«Видел еще и последние произведения Яковлева — он возил меня к себе в ателье. Теперь он под сильным влиянием античных, помпеянских фресок, даже копировал их в неаполитанском музее. Он совершенно изменил свой подход: из сухого рисовальщика неколоритного в краске, стал живописцем и колоритным. Много замечательно блестящих вещей. Но главного у него все же нет — ума и души. Все же он остался внешним художником. Он очень ограниченный человек. Живет он теперь по-богатому — у него чудесное ателье, им самим сделанное, со всем возможным комфортом. Есть терраса, садик и оттуда — это на верхушке Монмартра — великолепный вид на весь Париж. Скоро он делает собственную выставку и верно будет иметь еще больший успех. Он теперь имеет уже мировую славу». Письмо Сомова наводит на размышления о некой особой «художественной душе» и даже «художественном уме»…
На упомянутой им в конце письма новой выставке Яковлева Сомов, конечно, побывал тоже. И, конечно же, написал о нем любимой сестрице (письмо от 2 мая 1929 года):
«…Много выставок и вернисажей… Сегодня был очень помпезный Саши-Яши (Яковлев). Великолепное помещение, самая шикарная публика — бродил и старый, толстый Шаляпин. Успех большой и заслуженный, хотя и не все согласны с его эволюцией…»
Как видите, мнения о новых картинах Яковлева, о героическом его бегстве в живопись и о самых достоинствах живописи его, так сказать, «помпейского» периода — расходились уже и тогда, в мае 1929 года… Их еще будет много, этих мнений, этих споров, а цены на картины Яковлева будут расти и расти (тоже ведь отражение чьих-то мнений или чьей-то финансовой предусмотрительности!).
Впрочем, в затянувшейся почти оседлой (во всяком случае, европейской) жизни Александра Яковлева с неизбежностью наступила новая пора странствий.
Ни сам Яковлев, ни его друг Жан-Мари Хаардт, ни другие его спутники по «черному круизу» не могли забыть счастье открытия новых земель.

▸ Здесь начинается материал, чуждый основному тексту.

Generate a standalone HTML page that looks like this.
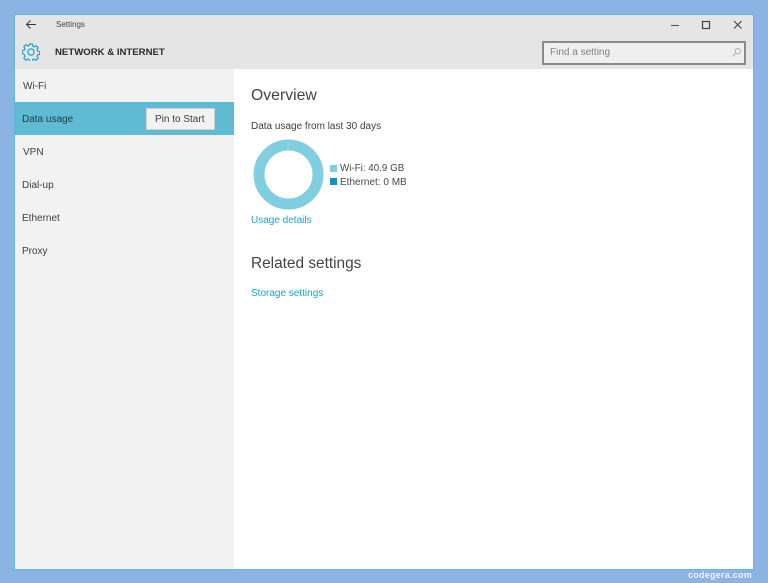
<!DOCTYPE html>
<html><head><meta charset="utf-8">
<style>
html,body{margin:0;padding:0;width:768px;height:583px;overflow:hidden;background:#8bb3e3;font-family:"Liberation Sans",sans-serif;}
.a{position:absolute;white-space:nowrap;line-height:1;}
body{position:relative;color:#333;}
.t{font-size:10px;color:#3d3d3d;}
</style></head><body>
<div class="a" style="left:14px;top:14px;width:740px;height:556px;background:#5fb9d8;"></div>
<div class="a" style="left:15px;top:15px;width:738px;height:554px;background:#fff;"></div>
<div class="a" style="left:15px;top:15px;width:738px;height:54px;background:#e5e5e5;"></div>
<div class="a" style="left:15px;top:69px;width:219px;height:500px;background:#f2f2f2;"></div>
<div class="a" style="left:15px;top:102px;width:219px;height:33px;background:#5fbbd4;"></div>

<svg class="a" style="left:25px;top:19px" width="12" height="12" viewBox="0 0 12 12"><path d="M11 5.500H1.500M5.500 1.500L1.500 5.500l4 4" fill="none" stroke="#333" stroke-width="1"/></svg>
<div class="a" style="left:56px;top:21px;font-size:8px;color:#444;">Settings</div>

<svg class="a" style="left:22px;top:43px" width="18" height="18" viewBox="0 0 18 18"><g fill="none" stroke="#1fa3c9" stroke-width="1.200"><circle cx="9" cy="9" r="3.100"/><path d="M7.600 1h2.800l.4 2.200 1.500.7 1.900-1.200 2 2-1.200 1.900.6 1.500 2.100.5v2.800l-2.100.4-.6 1.500 1.200 1.900-2 2-1.900-1.200-1.500.6-.4 2.100H7.600l-.4-2.100-1.500-.6-1.900 1.200-2-2 1.200-1.900-.6-1.500L.3 10.400V7.600l2.100-.5.6-1.500L1.800 3.700l2-2 1.900 1.200 1.500-.7z"/></g></svg>
<div class="a" style="left:55px;top:48px;font-size:9.600px;font-weight:bold;color:#2a2a2a;">NETWORK &amp; INTERNET</div>

<svg class="a" style="left:670px;top:19px" width="76" height="12" viewBox="0 0 76 12"><path d="M1 6.500H9" stroke="#555" stroke-width="1.100"/><rect x="32.500" y="2.500" width="7" height="7" fill="none" stroke="#444" stroke-width="1.200"/><path d="M64 2l7.500 7.500M71.500 2L64 9.500" stroke="#444" stroke-width="1.100"/></svg>

<div class="a" style="left:542px;top:41px;width:200px;height:20px;border:2px solid #8a8a8a;background:#efefef;"></div>
<div class="a" style="left:550px;top:48px;font-size:10px;color:#808080;">Find a setting</div>
<svg class="a" style="left:731px;top:47px" width="11" height="11" viewBox="0 0 11 11"><circle cx="6.800" cy="4.200" r="2.700" fill="none" stroke="#b0b0b0"/><path d="M4.900 6.100L1.500 9.500" stroke="#b0b0b0"/></svg>

<div class="a t" style="left:23px;top:82px;">Wi-Fi</div>
<div class="a t" style="left:22px;top:115px;color:#1c3a45;">Data usage</div>
<div class="a" style="left:146px;top:108px;width:67px;height:20px;border:1px solid #d0d0d0;background:#f2f2f2;"></div>
<div class="a t" style="left:155px;top:115px;">Pin to Start</div>
<div class="a t" style="left:23px;top:148px;">VPN</div>
<div class="a t" style="left:22px;top:181px;">Dial-up</div>
<div class="a t" style="left:22px;top:214px;">Ethernet</div>
<div class="a t" style="left:22px;top:247px;">Proxy</div>

<div class="a" style="left:251px;top:88px;font-size:15.800px;color:#444;">Overview</div>
<div class="a t" style="left:251px;top:122px;">Data usage from last 30 days</div>
<svg class="a" style="left:253px;top:139px" width="72" height="72" viewBox="0 0 72 72"><circle cx="35.500" cy="35.500" r="29.500" fill="none" stroke="#7fcfe0" stroke-width="11"/><path d="M35 1v10" stroke="#93d6e5" stroke-width="1"/></svg>
<div class="a" style="left:330px;top:165px;width:7px;height:7px;background:#7fcfe0;"></div>
<div class="a" style="left:340px;top:164px;font-size:9.800px;color:#4a4a4a;">Wi-Fi: 40.9 GB</div>
<div class="a" style="left:330px;top:178px;width:7px;height:7px;background:#0f93b8;"></div>
<div class="a" style="left:340px;top:178px;font-size:10px;color:#4a4a4a;">Ethernet: 0 MB</div>
<div class="a" style="left:251px;top:216px;font-size:10px;color:#1aa3c8;">Usage details</div>
<div class="a" style="left:251px;top:256px;font-size:15.400px;color:#444;">Related settings</div>
<div class="a" style="left:251px;top:289px;font-size:10px;color:#1aa3c8;">Storage settings</div>
<div class="a" style="left:688px;top:571px;font-size:9px;font-weight:bold;color:#eef4fb;letter-spacing:.25px;">codegera.com</div>
</body></html>
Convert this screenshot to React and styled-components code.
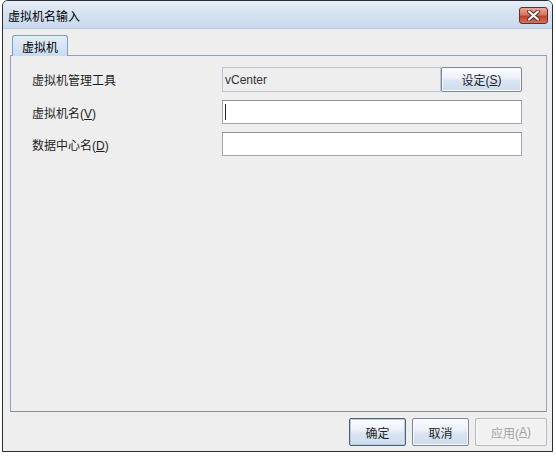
import React from 'react'
import styled, { createGlobalStyle } from 'styled-components'

const GlobalStyle = createGlobalStyle`
  body {
    margin: 0;
    background: #ffffff;
    font-family: "Liberation Sans", "Noto Sans CJK SC", sans-serif;
    font-size: 12px;
    color: #1e1e1e;
  }
`

const Window = styled.div`
  margin-left: 2px;
  width: 551px;
  height: 452px;
  box-sizing: border-box;
  border: 1px solid #2a2d33;
  border-radius: 6px 6px 0 0;
  box-shadow: 0 1px 0 #41b6d9;
  display: flex;
  flex-direction: column;
  overflow: hidden;
  background: #eeeeee;
`
const TitleBar = styled.div`
  height: 27px;
  flex: none;
  display: flex;
  align-items: center;
  justify-content: space-between;
  padding: 0 4px 0 5px;
  background: linear-gradient(#e6eef8, #d3e0f0 55%, #c9d9ee);
  border-bottom: 1px solid #b9c9de;
`
const Title = styled.span`
  font-size: 12px;
  color: #000;
  margin-top: 1px;
`
const CloseButton = styled.div`
  width: 29px;
  height: 17px;
  margin-top: 2px;
  box-sizing: border-box;
  border: 1px solid #6e2a22;
  border-radius: 3px;
  background: linear-gradient(#e9a999, #d77561 45%, #c0412a 55%, #d5735a);
  display: flex;
  align-items: center;
  justify-content: center;
`
const Body = styled.div`
  flex: 1;
  display: flex;
  flex-direction: column;
  padding: 6px 5px 5px 7px;
`
const TabStrip = styled.div`
  display: flex;
  padding-left: 2px;
  margin-bottom: -1px;
  position: relative;
  z-index: 1;
`
const Tab = styled.div`
  width: 56px;
  height: 21px;
  box-sizing: border-box;
  border: 1px solid #7f9ccb;
  border-bottom: none;
  border-radius: 3px 3px 0 0;
  background: linear-gradient(#e4edf9, #c9dbf1);
  display: flex;
  align-items: center;
  justify-content: center;
  color: #000;
`
const Panel = styled.div`
  height: 357px;
  box-sizing: border-box;
  border: 1px solid #8c9fc6;
  border-right-color: #9aa3b3;
  border-bottom-color: #8b8e96;
  padding: 11px 0 0 21px;
  display: grid;
  grid-template-columns: 190px 300px;
  grid-auto-rows: min-content;
  row-gap: 8px;
  align-items: center;
`
const Label = styled.div`
  color: #1e1e1e;
`
const Mn = styled.span`
  text-decoration: underline;
  text-underline-offset: 1px;
`
const FieldRow = styled.div`
  display: flex;
  height: 25px;
`
const Field = styled.div`
  height: ${(p) => (p.$tall ? 25 : 24)}px;
  flex: 1;
  box-sizing: border-box;
  border: 1px solid ${(p) => (p.$readonly ? '#b8c6d6' : '#9ea7b4')};
  border-top-color: ${(p) => (p.$readonly ? '#b8c6d6' : '#8a919c')};
  background: ${(p) => (p.$readonly ? '#eeeeee' : '#ffffff')};
  display: flex;
  align-items: center;
  padding-left: 2px;
  color: #333;
`
const Caret = styled.span`
  width: 1px;
  height: 16px;
  background: #222;
`
const Button = styled.div`
  width: ${(p) => p.$w || 57}px;
  height: ${(p) => p.$h || 28}px;
  box-sizing: border-box;
  border: 1px solid ${(p) => (p.$disabled ? '#b5b9bd' : p.$default ? '#4f5f76' : '#7d8797')};
  border-radius: 2px;
  background: ${(p) =>
    p.$disabled ? '#f1f1f1' : 'linear-gradient(#fbfcfe, #eaf0f8 45%, #d9e4f2 55%, #cfdcee)'};
  box-shadow: ${(p) => (p.$default ? 'inset 0 0 0 1px #b5cbe6' : 'inset 0 0 0 1px #f7f9fc')};
  color: ${(p) => (p.$disabled ? '#a3a3a3' : '#1e1e1e')};
  display: flex;
  align-items: center;
  justify-content: center;
`
const Footer = styled.div`
  display: flex;
  justify-content: flex-end;
  gap: 6px;
  padding: 6px 0 0;
`

function App() {
  return (
    <>
      <GlobalStyle />
      <Window>
        <TitleBar>
          <Title>虚拟机名输入</Title>
          <CloseButton>
            <svg width="13" height="11" viewBox="0 0 13 11">
              <path
                d="M2 1.5 L11 9.5 M11 1.5 L2 9.5"
                stroke="#5a2a22"
                strokeWidth="4"
                strokeLinecap="round"
              />
              <path
                d="M2 1.5 L11 9.5 M11 1.5 L2 9.5"
                stroke="#ffffff"
                strokeWidth="2.2"
                strokeLinecap="round"
              />
            </svg>
          </CloseButton>
        </TitleBar>
        <Body>
          <TabStrip>
            <Tab>虚拟机</Tab>
          </TabStrip>
          <Panel>
            <Label>虚拟机管理工具</Label>
            <FieldRow>
              <Field $readonly $tall>vCenter</Field>
              <Button $w={81} $h={25}>
                设定(<Mn>S</Mn>)
              </Button>
            </FieldRow>
            <Label>
              虚拟机名(<Mn>V</Mn>)
            </Label>
            <Field>
              <Caret />
            </Field>
            <Label>
              数据中心名(<Mn>D</Mn>)
            </Label>
            <Field />
          </Panel>
          <Footer>
            <Button $default>确定</Button>
            <Button>取消</Button>
            <Button $w={72} $disabled>
              应用(<Mn>A</Mn>)
            </Button>
          </Footer>
        </Body>
      </Window>
    </>
  )
}

export default App
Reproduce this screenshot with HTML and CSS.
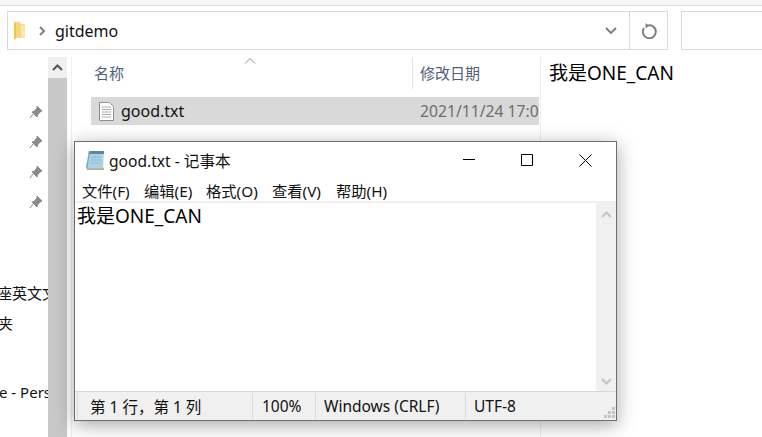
FILE: index.html
```html
<!DOCTYPE html>
<html lang="zh-CN">
<head>
<meta charset="utf-8">
<title>gitdemo</title>
<link rel="stylesheet" href="styles.css">
</head>
<body>
<div class="explorer">
  <div class="ribbon-edge"></div>
  <div class="address-row">
    <div class="address">
      <svg class="folder" width="14" height="18" viewBox="0 0 14 18"><path d="M1 0h6l1 2h4v14H3l-2 2z" fill="#f6d77e"/><path d="M1 0v18l2-2V2z" fill="#f2c24f"/><path d="M8 3h4v13H8z" fill="#fbe6a6"/></svg>
      <svg class="crumb" width="7" height="10" viewBox="0 0 7 10"><path d="M1 1l4 4-4 4" fill="none" stroke="#808080" stroke-width="2"/></svg>
      <span class="path">gitdemo</span>
      <svg class="drop" width="12" height="8" viewBox="0 0 12 8"><path d="M1 1l5 5 5-5" fill="none" stroke="#7a7a7a" stroke-width="1.8"/></svg>
      <div class="refresh">
        <svg width="16" height="16" viewBox="0 0 16 16"><path d="M5.200 2.600A6.500 6.500 0 1 1 2 5" fill="none" stroke="#808080" stroke-width="2"/><path d="M3.500 0l3.500 2.800-3.500 2.700z" fill="#808080"/></svg>
      </div>
    </div>
    <div class="search"></div>
  </div>
  <div class="body">
    <div class="nav">
      <div class="nav-row"><svg class="pin" width="14" height="14" viewBox="0 0 14 14"><path d="M8 1l5 5-2 1-2.500 3-.5 2-5-5 2-.500L8 3z M4 9L1 13" fill="#8a8a8a" stroke="#8a8a8a"/></svg></div>
      <div class="nav-row"><svg class="pin" width="14" height="14" viewBox="0 0 14 14"><path d="M8 1l5 5-2 1-2.500 3-.5 2-5-5 2-.500L8 3z M4 9L1 13" fill="#8a8a8a" stroke="#8a8a8a"/></svg></div>
      <div class="nav-row"><svg class="pin" width="14" height="14" viewBox="0 0 14 14"><path d="M8 1l5 5-2 1-2.500 3-.5 2-5-5 2-.500L8 3z M4 9L1 13" fill="#8a8a8a" stroke="#8a8a8a"/></svg></div>
      <div class="nav-row"><svg class="pin" width="14" height="14" viewBox="0 0 14 14"><path d="M8 1l5 5-2 1-2.500 3-.5 2-5-5 2-.500L8 3z M4 9L1 13" fill="#8a8a8a" stroke="#8a8a8a"/></svg></div>
      <div class="nav-gap"></div>
      <div class="nav-row nav-text"><span class="clip-a">座英文文</span></div>
      <div class="nav-row nav-text"><span class="clip-b">夹</span></div>
      <div class="nav-gap-small"></div>
      <div class="nav-row nav-text"><span class="clip-c">e - Personal</span></div>
    </div>
    <div class="scroll">
      <div class="scroll-up"><svg width="11" height="7" viewBox="0 0 11 7"><path d="M1 6l4.500-4.500L10 6" fill="none" stroke="#555" stroke-width="2"/></svg></div>
      <div class="scroll-thumb"></div>
    </div>
    <div class="files">
      <div class="sort"><svg width="12" height="6" viewBox="0 0 12 6"><path d="M1 5.500l5-5 5 5" fill="none" stroke="#8c8c8c"/></svg></div>
      <div class="head">
        <div class="col-name">名称</div>
        <div class="col-date">修改日期</div>
      </div>
      <div class="row">
        <svg class="doc" width="15" height="19" viewBox="0 0 15 19"><path d="M.5.500h10l4 4v14H.5z" fill="#fff" stroke="#8f8f8f"/><path d="M3 5h9M3 7.500h9M3 10h9M3 12.500h9M3 15h9" stroke="#a8a8a8"/></svg>
        <span class="fname">good.txt</span>
        <span class="fdate">2021/11/24 17:0</span>
      </div>
    </div>
    <div class="preview">我是ONE_CAN</div>
  </div>
</div>

<div class="notepad">
  <div class="titlebar">
    <svg class="np-icon" width="20" height="21" viewBox="0 0 20 21"><path d="M4 1h15l-1 17H1z" fill="#a9d3e2"/><path d="M4 1h15v3H3.500z" fill="#5c8796"/><path d="M1 18l3-17 1 0-2.500 17z" fill="#6fa9bd"/><path d="M1 18h17l1-1v3H2z" fill="#b9b2a0"/><path d="M6 7h10M6 10h10M5 13h10" stroke="#8dbccd"/></svg>
    <span class="np-title">good.txt - 记事本</span>
    <div class="controls">
      <svg class="ctl" width="12" height="12" viewBox="0 0 12 12"><path d="M0 5.500h12" stroke="#000"/></svg>
      <svg class="ctl" width="12" height="12" viewBox="0 0 12 12"><path d="M.5.500h11v11H.5z" fill="none" stroke="#000"/></svg>
      <svg class="ctl" width="13" height="13" viewBox="0 0 13 13"><path d="M.5.500l12 12M12.500.500l-12 12" stroke="#000"/></svg>
    </div>
  </div>
  <div class="menu">
    <span class="m1">文件(F)</span><span class="m2">编辑(E)</span><span class="m3">格式(O)</span><span class="m4">查看(V)</span><span class="m5">帮助(H)</span>
  </div>
  <div class="edit">
    <div class="text">我是ONE_CAN</div>
    <div class="np-scroll">
      <svg width="11" height="7" viewBox="0 0 11 7"><path d="M1 6l4.500-4.500L10 6" fill="none" stroke="#c4c4c4" stroke-width="2"/></svg>
      <svg width="11" height="7" viewBox="0 0 11 7"><path d="M1 1l4.500 4.500L10 1" fill="none" stroke="#c4c4c4" stroke-width="2"/></svg>
    </div>
  </div>
  <div class="status">
    <div class="s s1">第 1 行，第 1 列</div>
    <div class="s s2">100%</div>
    <div class="s s3">Windows (CRLF)</div>
    <div class="s s4">UTF-8</div>
    <svg class="grip" width="12" height="12" viewBox="0 0 12 12"><path d="M9 0h3v3H9zM5 4h3v3H5zM9 4h3v3H9zM1 8h3v3H1zM5 8h3v3H5zM9 8h3v3H9z" fill="#c4c4c4"/></svg>
  </div>
</div>
</body>
</html>
```
FILE: styles.css
```css
* { box-sizing: border-box; }
html, body { margin: 0; height: 100%; }
body {
  width: 762px;
  height: 437px;
  overflow: hidden;
  position: relative;
  background: #fff;
  color: #000;
  font-family: "Noto Sans", "Noto Sans CJK SC", sans-serif;
}
.explorer { display: flex; flex-direction: column; height: 437px; }
.ribbon-edge { height: 6px; background: #f5f6f7; border-bottom: 1px solid #dcdcdc; }
.address-row { display: flex; padding: 5px 0 0 7px; gap: 13px; height: 44px; }
.address {
  width: 661px; height: 39px;
  border: 1px solid #d9d9d9;
  display: flex; align-items: center;
  padding-left: 5px;
}
.crumb { margin-left: 12px; }
.path { margin-left: 9px; font-size: 16px; color: #111; }
.drop { margin-left: auto; margin-right: 12px; }
.refresh {
  width: 38px; height: 37px;
  border-left: 1px solid #d9d9d9;
  padding-left: 3px;
  display: flex; align-items: center; justify-content: center;
}
.search { flex: 1; height: 39px; border: 1px solid #d9d9d9; border-right: 0; }
.body { flex: 1; display: flex; padding-top: 7px; min-height: 0; }
.nav { width: 48px; padding-top: 40px; overflow: hidden; }
.nav-row { height: 30px; display: flex; align-items: center; justify-content: flex-end; padding-right: 5px; }
.nav-gap { height: 60px; }
.nav-gap-small { height: 40px; }
.nav-text { justify-content: flex-start; padding: 0; font-size: 15px; white-space: nowrap; color: #111; }
.clip-a { margin-left: -3px; }
.clip-b { margin-left: -2px; }
.clip-c { margin-left: -1px; }
.scroll { width: 19px; display: flex; flex-direction: column; }
.scroll-up { height: 21px; background: #f0f0f0; display: flex; align-items: center; justify-content: center; }
.scroll-thumb { flex: 1; background: #c8c8c8; }
.files { width: 470px; margin-left: 4px; border-left: 1px solid #f0f0f0; border-right: 1px solid #eeeeee; position: relative; padding-left: 19px; }
.sort { position: absolute; left: 172px; top: 1px; line-height: 0; }
.head { height: 32px; display: flex; align-items: center; font-size: 15px; color: #4c607a; }
.col-name { width: 321px; padding: 0 0 2px 3px; }
.col-date { height: 32px; border-left: 1px solid #e3e3e3; padding: 0 0 2px 7px; display: flex; align-items: center; white-space: nowrap; }
.row {
  margin-top: 8px; height: 28px; width: 448px;
  background: #d9d9d9;
  display: flex; align-items: center;
  padding-left: 8px;
  white-space: nowrap; overflow: hidden;
}
.doc { flex: none; }
.fname { margin-left: 7px; width: 299px; font-size: 16px; color: #111; flex: none; }
.fdate { font-size: 15.7px; color: #6d6d6d; flex: none; }
.preview { padding: 3px 0 0 8px; font-size: 19px; line-height: 26px; white-space: nowrap; }

.notepad {
  position: absolute;
  left: 74px; top: 141px;
  width: 543px; height: 280px;
  background: #fff;
  border: 1px solid #6e6e6e;
  box-shadow: 0 4px 18px rgba(0,0,0,.35);
  display: flex; flex-direction: column;
}
.titlebar { height: 36px; display: flex; align-items: center; padding-left: 10px; flex: none; }
.np-title { margin-left: 4px; font-size: 15.6px; color: #111; white-space: nowrap; }
.controls { margin-left: auto; display: flex; align-items: center; gap: 46px; padding-right: 24px; }
.menu { height: 25px; display: flex; align-items: center; font-size: 15.3px; color: #111; flex: none; border-bottom: 2px solid #f0f0f0; padding-left: 7px; white-space: nowrap; }
.m1 { width: 62px; }
.m2 { width: 62px; }
.m3 { width: 66px; }
.m4 { width: 64px; }
.edit { flex: 1; display: flex; min-height: 0; }
.text { flex: 1; padding-left: 2px; font-size: 19px; line-height: 26px; }
.np-scroll { width: 20px; background: #f0f0f0; display: flex; flex-direction: column; justify-content: space-between; align-items: center; padding: 8px 0 6px; }
.status {
  height: 29px; flex: none;
  background: #f0f0f0;
  border-top: 1px solid #d7d7d7;
  display: flex; align-items: center;
  font-size: 15.5px; color: #111;
  padding-left: 2px;
  position: relative;
}
.s { height: 26px; display: flex; align-items: center; border-left: 1px solid #dadada; white-space: nowrap; }
.s1 { width: 175px; padding-left: 12px; }
.s2 { width: 63px; padding-left: 9px; }
.s3 { width: 150px; padding-left: 8px; }
.s4 { padding-left: 8px; }
.grip { position: absolute; right: 1px; bottom: 1px; }
```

Им всем не сиделось дома. Не раз собирались они, задумывая новый автопробег. И вот свершилось: Жан-Мари Хаардт и Андре Ситроен лично пригласили Александра Яковлева принять участие в их новой экспедиции гусеничных автомобилей фирмы «Ситроен» — в автопробеге по самым опасным и самым нехоженным тропам Азии, в тяжком и трагическом «желтом рейсе», в котором все с самого начала пошло не так…
Начать с того, что Яковлева знали теперь и любили руководители экспедиции, что он был приглашен друзьями, ему не нужно было ничье посредничество. Но он, может, и не хотел вдобавок к этому посредничеству прибегать, может, стал ощущать его как двойную игру. Может, счел, что он больше не нуждается в ней. В 1925 к нему выпустили из Пензы племянницу (как пишут члены семьи, «по просьбе Ситроена»), а в 1928 и вовсе устроили в Ленинграде его выставку… Вполне, вероятно, что отношение Яковлева к его просоветскому окружению стало меняться. Но менялись после 1928 года и московские порядки, режим и борьба за власть ужесточались и набирало силу главное оружие тоталитарного режима (не романтический «булыжник» голоты, а тайная разведка).
Проявил ли Игнатьев интерес к новой затее Ситроена? Наверняка должен был проявить, это все были его угодья. И отметил, что Ситроен пытается действовать напрямую. И хотя Игнатьев был очень занят в то время подготовкой самой шумной из своих фезандрийских «спецопераций» — поездкой коминтерновских «писателей» в Страну Счастья с заранее оговоренной полумиллионной лавиной «дезы» (так это называл колега Игнатьева генерал Судоплатов), которая должна была быть обрушена на темные головы французских «лохов». Той самой последней фезандрийской операцией, что помогла графу получить, наконец, желанное штатное место в Красной Армии. Понятное дело, не в кавалерии, не в пехоте, не в артиллерии, а по прямой специальности — в армейской разведке, в ГРУ (в том управлении, которое полвека спустя подарило русским читателям автора куда более интересной, чем игнатьевская жвачка, книги — суворовского «Ледокола»). Несмотря на занятость, Игнатьев должен был объявиться — не на сцене, конечно, а за кулисами. Как и положено в его бизнесе.